## [What you need to do]
Quote all of the data that follows exactly as written, skipping the images.
— begin Information provided —
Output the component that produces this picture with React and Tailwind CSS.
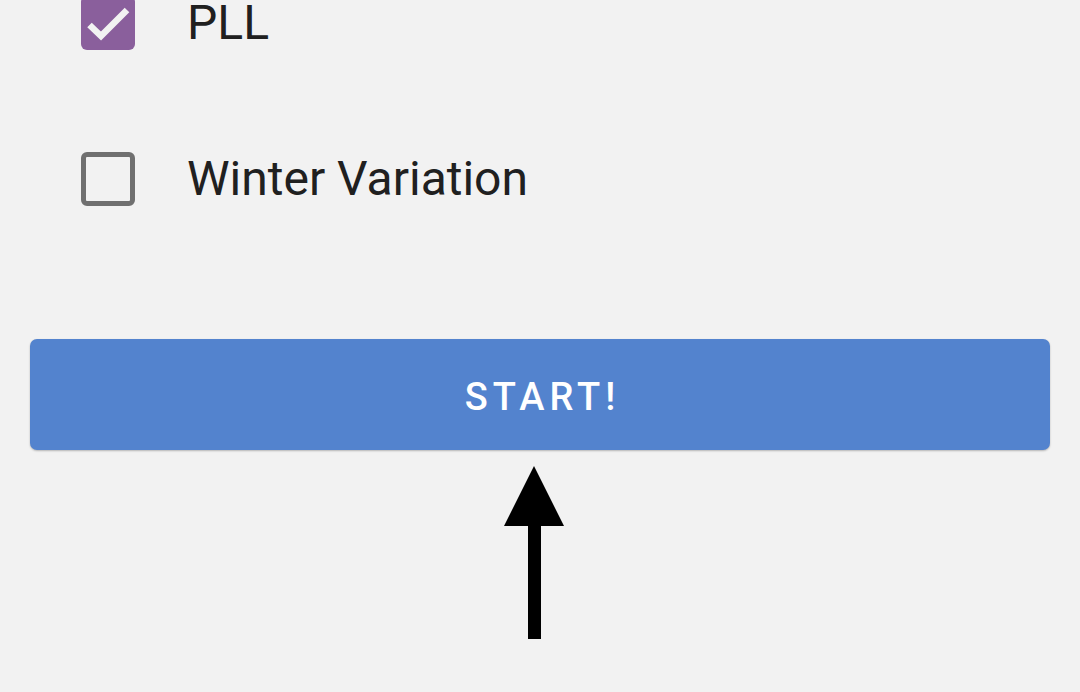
export default function App() {
  return (
    <div className="w-[1080px] h-[692px] bg-[#f2f2f2] overflow-hidden flex flex-col" style={{ fontFamily: 'Roboto, "Noto Sans", sans-serif' }}>
      <div className="flex items-center h-[54px] mt-[-4px] pl-[81px]">
        <div className="w-[54px] h-[54px] rounded-[6px] bg-[#8a5f9c]">
          <svg width="54" height="54" viewBox="0 0 54 54">
            <path d="M8.5 29 L20 40 L46 14" fill="none" stroke="#f2f2f2" strokeWidth="6.5" strokeLinecap="butt" strokeLinejoin="miter" />
          </svg>
        </div>
        <span className="ml-[52px] text-[48px] leading-none text-[#202020]">PLL</span>
      </div>
      <div className="flex items-center h-[54px] mt-[102px] pl-[81px]">
        <div className="w-[54px] h-[54px] rounded-[6px] border-[5px] border-[#707070]" />
        <span className="ml-[52px] text-[48px] leading-none text-[#202020]">Winter Variation</span>
      </div>
      <button className="mt-[133px] mx-[30px] h-[111px] pt-[6px] rounded-[7px] bg-[#5383ce] text-white text-[38px] font-medium tracking-[5px] pl-[5px] flex items-center justify-center shadow-[0_1px_2px_rgba(0,0,0,0.25)]">
        START!
      </button>
      <div className="mt-[16px] ml-[504px] w-[60px]">
        <svg width="60" height="173" viewBox="0 0 60 173">
          <polygon points="30,0 60,60 0,60" fill="#000" />
          <rect x="24" y="58" width="13" height="115" fill="#000" />
        </svg>
      </div>
    </div>
  );
}
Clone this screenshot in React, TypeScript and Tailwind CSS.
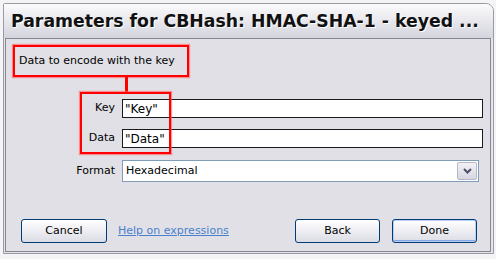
import React from "react"

export default function App() {
  return (
    <div className="w-[496px] h-[259px] bg-[#f4f4f6] overflow-hidden pt-[3px] pl-[3px] font-['DejaVu_Sans',sans-serif] text-black">
      <div className="w-[491px] h-[251px] flex flex-col border border-[#9a9aa4] rounded-tr-[8px] rounded-tl-[2px] bg-[#e4e4ea]">
        {/* Title bar */}
        <div className="h-[34px] shrink-0 flex items-center pl-[7px] pt-[1px] rounded-tr-[7px] bg-gradient-to-b from-[#fbfbfc] to-[#d4d4de]">
          <span className="text-[17.3px] font-bold leading-none text-[#111] [text-shadow:1px_1px_0_#ffffff] whitespace-nowrap">
            Parameters for CBHash: HMAC-SHA-1 - keyed ...
          </span>
        </div>

        {/* Panel */}
        <div className="relative flex-1 ml-[1px] mr-[2px] mb-[1px] border border-[#86868f] bg-[#e1e0e6] flex flex-col">
          <div className="mt-[6px] ml-[7px] w-[176px] h-[32px] flex items-center pl-[4px] text-[11px] border-2 border-[#ff0000] shadow-[0_0_1px_1px_rgba(255,90,90,0.6)]">
            Data to encode with the key
          </div>

          <div className="mt-[22px] flex flex-col gap-[11px] text-[11px]">
            <div className="flex items-center gap-[7px]">
              <span className="w-[109px] text-right">Key</span>
              <div className="w-[361px] h-[19px] bg-white border border-[#1a1a1a] flex items-center pl-[2px] text-[12px]">"Key"</div>
            </div>
            <div className="flex items-center gap-[7px]">
              <span className="w-[109px] text-right">Data</span>
              <div className="w-[361px] h-[19px] bg-white border border-[#1a1a1a] flex items-center pl-[2px] text-[12px]">"Data"</div>
            </div>
            <div className="flex items-center gap-[7px] mt-[1px]">
              <span className="w-[109px] text-right">Format</span>
              <div className="w-[357px] h-[22px] bg-white border border-[#7f9db9] flex items-center justify-between pl-[3px] pr-[1px]">
                <span>Hexadecimal</span>
                <div className="w-[20px] h-[18px] flex items-center justify-center rounded-[2px] border border-[#b4b8c8] bg-gradient-to-b from-[#f2f2f6] to-[#d6d6e0]">
                  <svg width="9" height="6" viewBox="0 0 9 6">
                    <path d="M1 1 L4.5 4.5 L8 1" fill="none" stroke="#4d5168" strokeWidth="2" />
                  </svg>
                </div>
              </div>
            </div>
          </div>

          <div className="mt-[37px] flex items-center text-[11px]">
            <button className="ml-[15px] w-[86px] h-[24px] rounded-[3px] border border-[#003c74] bg-gradient-to-b from-white to-[#dcdce6]">
              Cancel
            </button>
            <span className="ml-[11px] text-[#4a80cc] underline">Help on expressions</span>
            <button className="ml-auto w-[85px] h-[24px] rounded-[3px] border border-[#003c74] bg-gradient-to-b from-white to-[#dcdce6]">
              Back
            </button>
            <button className="ml-[12px] mr-[13px] w-[85px] h-[24px] rounded-[3px] border border-[#003c74] bg-gradient-to-b from-white to-[#dcdce6] shadow-[inset_0_0_0_1px_#b8cef2,inset_0_-2px_0_#84a6e4]">
              Done
            </button>
          </div>

          {/* annotation overlays */}
          <div className="absolute left-[119px] top-[37px] w-[3px] h-[16px] bg-[#ff0000]" />
          <div className="absolute left-[74px] top-[53px] w-[91px] h-[62px] border-2 border-[#ff0000] shadow-[0_0_1px_1px_rgba(255,90,90,0.6)]" />
        </div>
      </div>
    </div>
  )
}
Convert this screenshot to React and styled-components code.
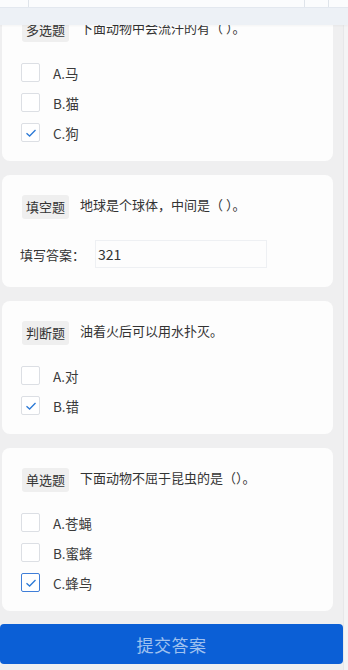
— end Information provided —
## [Finished answer]
Output the component that produces this picture with React and Tailwind CSS.
export default function App() {
  return (
    <div className="w-[1080px] h-[692px] bg-[#f2f2f2] overflow-hidden flex flex-col" style={{ fontFamily: 'Roboto, "Noto Sans", sans-serif' }}>
      <div className="flex items-center h-[54px] mt-[-4px] pl-[81px]">
        <div className="w-[54px] h-[54px] rounded-[6px] bg-[#8a5f9c]">
          <svg width="54" height="54" viewBox="0 0 54 54">
            <path d="M8.5 29 L20 40 L46 14" fill="none" stroke="#f2f2f2" strokeWidth="6.5" strokeLinecap="butt" strokeLinejoin="miter" />
          </svg>
        </div>
        <span className="ml-[52px] text-[48px] leading-none text-[#202020]">PLL</span>
      </div>
      <div className="flex items-center h-[54px] mt-[102px] pl-[81px]">
        <div className="w-[54px] h-[54px] rounded-[6px] border-[5px] border-[#707070]" />
        <span className="ml-[52px] text-[48px] leading-none text-[#202020]">Winter Variation</span>
      </div>
      <button className="mt-[133px] mx-[30px] h-[111px] pt-[6px] rounded-[7px] bg-[#5383ce] text-white text-[38px] font-medium tracking-[5px] pl-[5px] flex items-center justify-center shadow-[0_1px_2px_rgba(0,0,0,0.25)]">
        START!
      </button>
      <div className="mt-[16px] ml-[504px] w-[60px]">
        <svg width="60" height="173" viewBox="0 0 60 173">
          <polygon points="30,0 60,60 0,60" fill="#000" />
          <rect x="24" y="58" width="13" height="115" fill="#000" />
        </svg>
      </div>
    </div>
  );
}
Clone this screenshot in React, TypeScript and Tailwind CSS.
import React from "react"

export default function App() {
  return (
    <div className="w-[496px] h-[259px] bg-[#f4f4f6] overflow-hidden pt-[3px] pl-[3px] font-['DejaVu_Sans',sans-serif] text-black">
      <div className="w-[491px] h-[251px] flex flex-col border border-[#9a9aa4] rounded-tr-[8px] rounded-tl-[2px] bg-[#e4e4ea]">
        {/* Title bar */}
        <div className="h-[34px] shrink-0 flex items-center pl-[7px] pt-[1px] rounded-tr-[7px] bg-gradient-to-b from-[#fbfbfc] to-[#d4d4de]">
          <span className="text-[17.3px] font-bold leading-none text-[#111] [text-shadow:1px_1px_0_#ffffff] whitespace-nowrap">
            Parameters for CBHash: HMAC-SHA-1 - keyed ...
          </span>
        </div>

        {/* Panel */}
        <div className="relative flex-1 ml-[1px] mr-[2px] mb-[1px] border border-[#86868f] bg-[#e1e0e6] flex flex-col">
          <div className="mt-[6px] ml-[7px] w-[176px] h-[32px] flex items-center pl-[4px] text-[11px] border-2 border-[#ff0000] shadow-[0_0_1px_1px_rgba(255,90,90,0.6)]">
            Data to encode with the key
          </div>

          <div className="mt-[22px] flex flex-col gap-[11px] text-[11px]">
            <div className="flex items-center gap-[7px]">
              <span className="w-[109px] text-right">Key</span>
              <div className="w-[361px] h-[19px] bg-white border border-[#1a1a1a] flex items-center pl-[2px] text-[12px]">"Key"</div>
            </div>
            <div className="flex items-center gap-[7px]">
              <span className="w-[109px] text-right">Data</span>
              <div className="w-[361px] h-[19px] bg-white border border-[#1a1a1a] flex items-center pl-[2px] text-[12px]">"Data"</div>
            </div>
            <div className="flex items-center gap-[7px] mt-[1px]">
              <span className="w-[109px] text-right">Format</span>
              <div className="w-[357px] h-[22px] bg-white border border-[#7f9db9] flex items-center justify-between pl-[3px] pr-[1px]">
                <span>Hexadecimal</span>
                <div className="w-[20px] h-[18px] flex items-center justify-center rounded-[2px] border border-[#b4b8c8] bg-gradient-to-b from-[#f2f2f6] to-[#d6d6e0]">
                  <svg width="9" height="6" viewBox="0 0 9 6">
                    <path d="M1 1 L4.5 4.5 L8 1" fill="none" stroke="#4d5168" strokeWidth="2" />
                  </svg>
                </div>
              </div>
            </div>
          </div>

          <div className="mt-[37px] flex items-center text-[11px]">
            <button className="ml-[15px] w-[86px] h-[24px] rounded-[3px] border border-[#003c74] bg-gradient-to-b from-white to-[#dcdce6]">
              Cancel
            </button>
            <span className="ml-[11px] text-[#4a80cc] underline">Help on expressions</span>
            <button className="ml-auto w-[85px] h-[24px] rounded-[3px] border border-[#003c74] bg-gradient-to-b from-white to-[#dcdce6]">
              Back
            </button>
            <button className="ml-[12px] mr-[13px] w-[85px] h-[24px] rounded-[3px] border border-[#003c74] bg-gradient-to-b from-white to-[#dcdce6] shadow-[inset_0_0_0_1px_#b8cef2,inset_0_-2px_0_#84a6e4]">
              Done
            </button>
          </div>

          {/* annotation overlays */}
          <div className="absolute left-[119px] top-[37px] w-[3px] h-[16px] bg-[#ff0000]" />
          <div className="absolute left-[74px] top-[53px] w-[91px] h-[62px] border-2 border-[#ff0000] shadow-[0_0_1px_1px_rgba(255,90,90,0.6)]" />
        </div>
      </div>
    </div>
  )
}
Convert this screenshot to React and styled-components code.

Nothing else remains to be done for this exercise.